WHAT TO PRODUCE => Report only the number of lines in the records that contain the word "this".

------------------------------------

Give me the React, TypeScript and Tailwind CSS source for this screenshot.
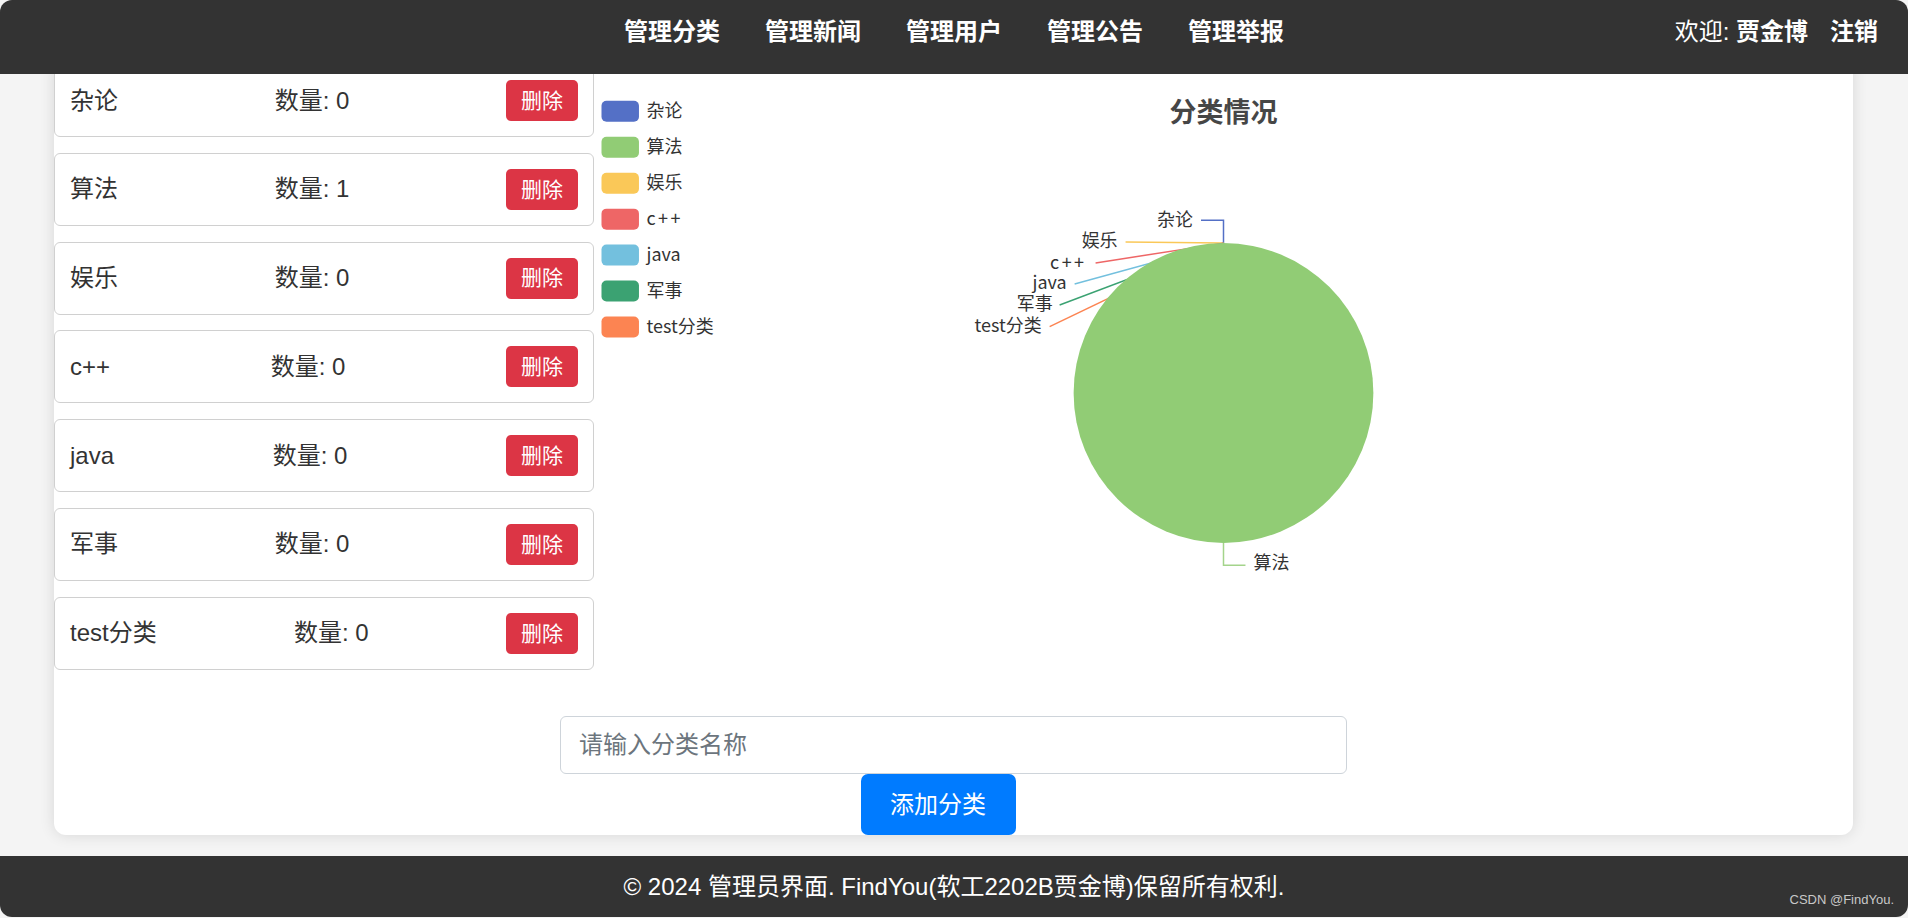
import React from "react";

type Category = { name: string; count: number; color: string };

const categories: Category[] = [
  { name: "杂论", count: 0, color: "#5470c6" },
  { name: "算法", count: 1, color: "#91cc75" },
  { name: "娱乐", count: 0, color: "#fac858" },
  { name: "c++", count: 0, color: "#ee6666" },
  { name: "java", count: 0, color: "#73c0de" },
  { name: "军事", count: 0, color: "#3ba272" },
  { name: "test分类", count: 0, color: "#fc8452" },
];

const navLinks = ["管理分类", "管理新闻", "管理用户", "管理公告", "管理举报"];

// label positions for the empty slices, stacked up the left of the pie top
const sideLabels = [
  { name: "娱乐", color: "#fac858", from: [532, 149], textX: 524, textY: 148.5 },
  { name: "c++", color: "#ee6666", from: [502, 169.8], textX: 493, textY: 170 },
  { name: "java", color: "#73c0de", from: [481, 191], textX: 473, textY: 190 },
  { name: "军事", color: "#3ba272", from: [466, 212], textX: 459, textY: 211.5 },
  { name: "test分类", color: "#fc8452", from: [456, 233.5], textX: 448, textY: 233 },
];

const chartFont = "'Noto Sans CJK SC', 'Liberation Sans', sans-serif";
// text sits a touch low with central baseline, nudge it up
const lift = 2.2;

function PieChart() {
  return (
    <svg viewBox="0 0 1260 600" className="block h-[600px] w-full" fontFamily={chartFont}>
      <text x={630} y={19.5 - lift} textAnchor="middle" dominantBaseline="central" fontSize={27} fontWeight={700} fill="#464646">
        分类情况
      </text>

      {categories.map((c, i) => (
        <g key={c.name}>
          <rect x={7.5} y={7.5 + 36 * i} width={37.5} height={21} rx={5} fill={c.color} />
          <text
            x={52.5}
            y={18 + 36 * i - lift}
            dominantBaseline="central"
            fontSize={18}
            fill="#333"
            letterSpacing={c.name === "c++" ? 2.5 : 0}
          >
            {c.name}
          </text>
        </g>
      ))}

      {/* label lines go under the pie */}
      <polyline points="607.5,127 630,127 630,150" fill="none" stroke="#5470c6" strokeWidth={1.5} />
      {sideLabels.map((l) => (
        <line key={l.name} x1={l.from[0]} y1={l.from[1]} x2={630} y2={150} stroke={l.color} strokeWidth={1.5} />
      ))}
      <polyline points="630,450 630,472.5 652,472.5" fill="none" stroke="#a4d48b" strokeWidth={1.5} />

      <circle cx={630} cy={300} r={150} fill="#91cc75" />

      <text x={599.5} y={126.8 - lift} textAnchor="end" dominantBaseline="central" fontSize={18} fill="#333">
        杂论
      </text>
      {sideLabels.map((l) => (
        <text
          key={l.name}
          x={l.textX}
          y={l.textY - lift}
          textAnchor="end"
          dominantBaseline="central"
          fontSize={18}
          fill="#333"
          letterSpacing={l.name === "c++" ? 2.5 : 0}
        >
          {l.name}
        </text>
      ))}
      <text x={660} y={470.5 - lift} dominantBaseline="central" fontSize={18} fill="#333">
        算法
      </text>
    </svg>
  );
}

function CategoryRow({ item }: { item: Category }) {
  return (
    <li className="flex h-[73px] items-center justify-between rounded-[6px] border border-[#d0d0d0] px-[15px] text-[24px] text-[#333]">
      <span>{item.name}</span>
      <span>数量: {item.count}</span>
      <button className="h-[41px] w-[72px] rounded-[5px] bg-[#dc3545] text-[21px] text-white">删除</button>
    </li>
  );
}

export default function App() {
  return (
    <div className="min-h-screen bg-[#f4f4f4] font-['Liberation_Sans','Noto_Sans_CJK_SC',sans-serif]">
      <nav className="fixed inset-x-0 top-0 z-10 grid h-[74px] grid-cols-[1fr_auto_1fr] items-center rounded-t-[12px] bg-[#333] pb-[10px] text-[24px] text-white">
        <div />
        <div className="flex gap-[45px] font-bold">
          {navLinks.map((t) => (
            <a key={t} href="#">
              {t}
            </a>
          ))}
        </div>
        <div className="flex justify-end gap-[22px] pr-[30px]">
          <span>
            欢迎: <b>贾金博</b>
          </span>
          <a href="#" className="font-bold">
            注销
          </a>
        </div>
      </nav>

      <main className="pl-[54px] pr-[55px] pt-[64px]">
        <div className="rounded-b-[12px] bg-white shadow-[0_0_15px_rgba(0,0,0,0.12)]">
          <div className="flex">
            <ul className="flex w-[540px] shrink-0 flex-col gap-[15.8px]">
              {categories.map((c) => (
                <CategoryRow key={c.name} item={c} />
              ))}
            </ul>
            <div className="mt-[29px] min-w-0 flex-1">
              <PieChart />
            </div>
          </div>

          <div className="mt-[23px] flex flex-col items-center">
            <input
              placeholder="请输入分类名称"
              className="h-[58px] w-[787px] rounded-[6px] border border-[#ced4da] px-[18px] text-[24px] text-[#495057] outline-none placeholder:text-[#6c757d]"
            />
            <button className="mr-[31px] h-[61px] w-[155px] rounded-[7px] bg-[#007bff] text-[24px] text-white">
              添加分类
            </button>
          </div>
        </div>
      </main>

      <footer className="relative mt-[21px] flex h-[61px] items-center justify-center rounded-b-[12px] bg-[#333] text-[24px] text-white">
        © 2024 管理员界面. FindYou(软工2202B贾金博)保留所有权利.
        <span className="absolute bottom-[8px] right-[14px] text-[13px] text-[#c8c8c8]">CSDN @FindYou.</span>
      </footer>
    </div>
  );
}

------------------------------------

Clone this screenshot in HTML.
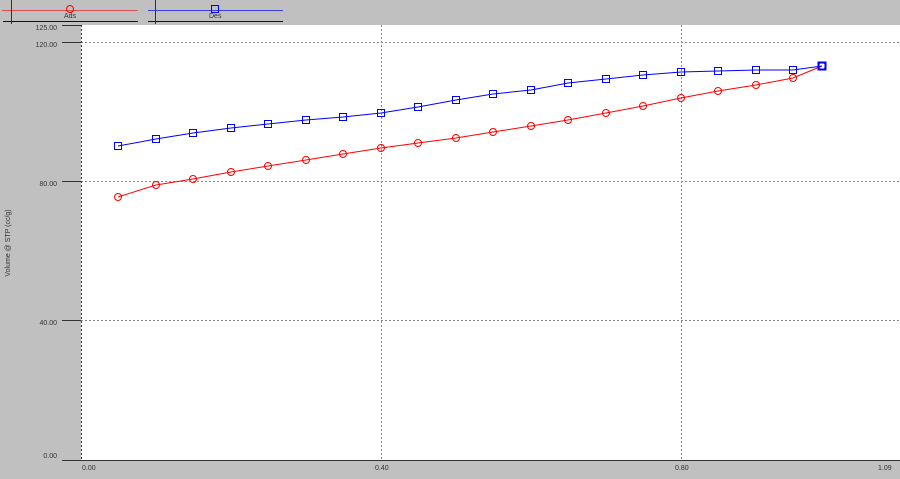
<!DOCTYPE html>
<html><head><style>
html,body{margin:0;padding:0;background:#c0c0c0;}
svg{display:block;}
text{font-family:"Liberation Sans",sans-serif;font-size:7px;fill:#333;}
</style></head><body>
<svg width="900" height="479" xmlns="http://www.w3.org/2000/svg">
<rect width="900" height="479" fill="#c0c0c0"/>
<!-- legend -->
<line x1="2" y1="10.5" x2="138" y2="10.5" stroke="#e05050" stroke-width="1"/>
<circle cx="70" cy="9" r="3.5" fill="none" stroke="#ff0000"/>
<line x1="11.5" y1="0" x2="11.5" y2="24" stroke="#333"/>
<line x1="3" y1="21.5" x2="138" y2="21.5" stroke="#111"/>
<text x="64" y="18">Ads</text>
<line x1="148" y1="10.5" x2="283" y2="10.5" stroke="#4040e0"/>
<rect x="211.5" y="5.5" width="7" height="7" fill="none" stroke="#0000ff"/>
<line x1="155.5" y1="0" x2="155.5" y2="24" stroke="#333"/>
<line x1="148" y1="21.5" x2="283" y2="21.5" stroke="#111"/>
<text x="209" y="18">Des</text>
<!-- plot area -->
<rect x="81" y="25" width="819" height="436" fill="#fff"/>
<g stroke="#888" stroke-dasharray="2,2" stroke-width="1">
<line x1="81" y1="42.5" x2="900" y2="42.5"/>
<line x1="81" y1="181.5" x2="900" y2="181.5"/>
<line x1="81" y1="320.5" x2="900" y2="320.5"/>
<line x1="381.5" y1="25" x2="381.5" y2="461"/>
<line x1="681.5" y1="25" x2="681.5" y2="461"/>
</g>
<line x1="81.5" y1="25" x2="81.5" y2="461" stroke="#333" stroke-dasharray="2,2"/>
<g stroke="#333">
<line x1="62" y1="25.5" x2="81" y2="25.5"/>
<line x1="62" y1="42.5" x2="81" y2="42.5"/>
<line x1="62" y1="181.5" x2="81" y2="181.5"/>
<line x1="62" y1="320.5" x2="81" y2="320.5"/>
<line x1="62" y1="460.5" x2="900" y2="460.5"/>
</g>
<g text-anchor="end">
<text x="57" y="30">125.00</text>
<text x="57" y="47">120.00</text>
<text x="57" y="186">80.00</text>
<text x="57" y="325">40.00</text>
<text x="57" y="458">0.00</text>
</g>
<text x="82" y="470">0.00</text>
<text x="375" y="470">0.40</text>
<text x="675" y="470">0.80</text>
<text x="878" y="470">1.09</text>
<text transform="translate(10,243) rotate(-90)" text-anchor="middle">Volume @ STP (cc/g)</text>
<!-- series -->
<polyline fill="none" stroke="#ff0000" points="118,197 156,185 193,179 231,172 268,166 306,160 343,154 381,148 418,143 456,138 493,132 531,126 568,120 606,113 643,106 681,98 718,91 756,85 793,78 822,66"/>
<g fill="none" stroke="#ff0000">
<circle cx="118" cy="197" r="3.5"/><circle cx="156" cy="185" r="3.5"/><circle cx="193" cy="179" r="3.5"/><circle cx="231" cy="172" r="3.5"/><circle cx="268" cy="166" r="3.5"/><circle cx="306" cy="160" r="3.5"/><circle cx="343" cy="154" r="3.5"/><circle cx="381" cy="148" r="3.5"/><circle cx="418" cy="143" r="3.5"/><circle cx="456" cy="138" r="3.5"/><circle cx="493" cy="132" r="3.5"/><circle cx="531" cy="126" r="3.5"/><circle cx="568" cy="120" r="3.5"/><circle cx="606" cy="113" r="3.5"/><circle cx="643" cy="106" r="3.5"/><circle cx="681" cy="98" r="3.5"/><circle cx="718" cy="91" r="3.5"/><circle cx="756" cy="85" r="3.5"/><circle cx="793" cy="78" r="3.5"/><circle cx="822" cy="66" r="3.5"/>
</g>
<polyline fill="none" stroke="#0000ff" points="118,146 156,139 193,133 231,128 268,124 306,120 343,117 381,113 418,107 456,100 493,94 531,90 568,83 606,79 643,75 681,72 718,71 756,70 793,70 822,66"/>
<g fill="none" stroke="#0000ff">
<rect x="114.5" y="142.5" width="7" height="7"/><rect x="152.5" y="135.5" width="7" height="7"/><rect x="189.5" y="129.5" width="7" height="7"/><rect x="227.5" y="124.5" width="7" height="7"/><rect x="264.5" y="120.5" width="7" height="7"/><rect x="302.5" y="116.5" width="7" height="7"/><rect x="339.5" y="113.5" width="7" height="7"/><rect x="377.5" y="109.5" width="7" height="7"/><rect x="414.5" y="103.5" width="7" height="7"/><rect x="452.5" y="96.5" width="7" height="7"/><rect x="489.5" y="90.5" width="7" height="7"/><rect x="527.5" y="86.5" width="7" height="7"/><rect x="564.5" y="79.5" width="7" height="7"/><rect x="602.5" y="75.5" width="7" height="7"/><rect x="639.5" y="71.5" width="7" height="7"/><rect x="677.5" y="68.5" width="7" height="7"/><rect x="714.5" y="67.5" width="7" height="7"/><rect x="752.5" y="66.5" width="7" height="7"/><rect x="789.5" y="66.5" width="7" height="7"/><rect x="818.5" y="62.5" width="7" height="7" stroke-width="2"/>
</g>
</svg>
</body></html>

------------------------------------

CORRECT RESULT => 2